This feature is available in Enterprise Edition only.

Module Description

This module deploys a caching DNS server on each cluster node and exports data to Prometheus for easy analysis of the cluster’s DNS performance using the Grafana board.

The module runs the standard CoreDNS server (as part of a DaemonSet) on all nodes supplemented by the algorithm for configuring network and iptables rules.

Purpose

The regular DNS usage in Kubernetes poses some problems that may lead to unnecessary degradation of the service’s performance:

  • No request caching (in Linux, there is no caching right out-of-the-box; thus, Pods also lack it out-of-the-box).
  • All the container-originated DNS requests result in a network request to the cluster DNS. Thus, even requests to resources within the same node result in network requests.
  • The Pod request is first resolved in the cluster DNS zones and only then channeled to external DNS servers. For example, the request to ya.ru is first resolved in cluster zones such as cluster.local, svc.cluster.local, <namespace>.svc.cluster.local, receives negative responses, and gets appropriately resolved only on the “second” attempt.

Thus, even slight network delays may result in significant service performance degradation due to above problems.

One solution is to deploy a DNS server on each node (which is what this module does).

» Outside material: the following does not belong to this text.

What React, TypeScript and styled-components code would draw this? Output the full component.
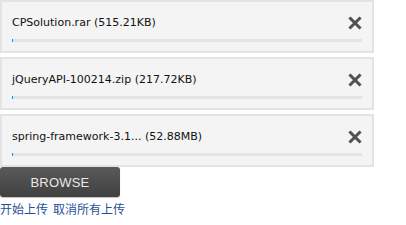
import React from "react";
import styled, { createGlobalStyle } from "styled-components";

const Global = createGlobalStyle`
  html, body { margin: 0; padding: 0; background: #ffffff; }
  body { font-family: "DejaVu Sans", Verdana, sans-serif; }
`;

const Queue = styled.div`
  display: flex;
  flex-direction: column;
  gap: 4px;
  width: 374px;
`;

const Item = styled.div`
  background: #f4f4f4;
  border: 2px solid #e3e3e3;
  padding: 12px 10px 9px;
  font: 11px "DejaVu Sans", Verdana, sans-serif;
  color: #111;
`;

const Head = styled.div`
  display: flex;
  align-items: center;
  justify-content: space-between;
  height: 17px;
  line-height: 17px;
`;

const Name = styled.span`
  white-space: nowrap;
`;

const Cancel = styled.button`
  border: 0;
  background: none;
  padding: 0;
  width: 14px;
  height: 14px;
  display: flex;
  align-items: center;
  justify-content: center;
  cursor: pointer;
`;

const Progress = styled.div`
  margin-top: 8px;
  height: 3px;
  background: #e4e4e4;
`;

const Bar = styled.div`
  height: 3px;
  background: #0099ff;
`;

const Browse = styled.button`
  display: flex;
  align-items: center;
  justify-content: center;
  width: 120px;
  height: 30px;
  border: 0;
  border-radius: 3px;
  background: linear-gradient(#5a5a5a, #404040);
  color: #e8e8e8;
  font: 13px "Liberation Sans", Arial, sans-serif;
  letter-spacing: 0.2px;
  box-shadow: 0 1px 1px rgba(0,0,0,0.25);
`;

const Links = styled.div`
  display: flex;
  gap: 5px;
  margin-top: 4px;
  font: 12px "Noto Sans CJK SC", sans-serif;
  line-height: 16px;
`;

const Link = styled.a`
  color: #1f4f9a;
  text-decoration: none;
`;

const CrossIcon = () => (
  <svg width="14" height="14" viewBox="0 0 14 14">
    <path d="M2.5 2.5 L11.5 11.5 M11.5 2.5 L2.5 11.5" stroke="#505050" strokeWidth="3" strokeLinecap="square" />
  </svg>
);

const files = [
  { name: "CPSolution.rar (515.21KB)", progress: 1 },
  { name: "jQueryAPI-100214.zip (217.72KB)", progress: 1 },
  { name: "spring-framework-3.1... (52.88MB)", progress: 1 },
];

export default function App() {
  return (
    <>
      <Global />
      <Queue>
        {files.map((f) => (
          <Item key={f.name}>
            <Head>
              <Name>{f.name}</Name>
              <Cancel aria-label="cancel">
                <CrossIcon />
              </Cancel>
            </Head>
            <Progress>
              <Bar style={{ width: `${f.progress}px` }} />
            </Progress>
          </Item>
        ))}
      </Queue>
      <Browse>BROWSE</Browse>
      <Links>
        <Link href="#">开始上传</Link>
        <Link href="#">取消所有上传</Link>
      </Links>
    </>
  );
}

Outside requests (non-cached ones) are also first resolved in internal zones. Under high load (when a large number of requests are made to the same records simultaneously, as is often the case), such behavior can significantly improve the performance of DNS resolving.

Grafana dashboard

The Kubernetes / DNS (node local) dashboard displays:

  • General graphs that allow you to evaluate the overall DNS performance.
  • Graphs grouped by the node that let you analyze node data in more details if the general charts suggest that this node is unhealthy.
  • Upstream-related graphs that allow you to evaluate the performance of the cluster DNS as well as the node servers specified in /etc/resolv.conf.

How does it work?

The module performs the following settings on each node:

  • Configures an interface with the ClusterIP IP address of the kube-dns service.
  • Starts a caching CoreDNS server that listens on this address.
  • Adds a sophisticated iptables rule that uses a socket if it is open and ordinary Kubernetes magic for clusterIP if it is not.

And here is the rule itself that allows for an easy fallback:

-A PREROUTING -d <kube-dns IP address> -m socket --nowildcard -j NOTRACK

Aspects of CoreDNS configuration

Main features of the CoreDNS config:

  • caching of all requests;
  • forwarding all DNS requests to ClusterIP of the cluster DNS.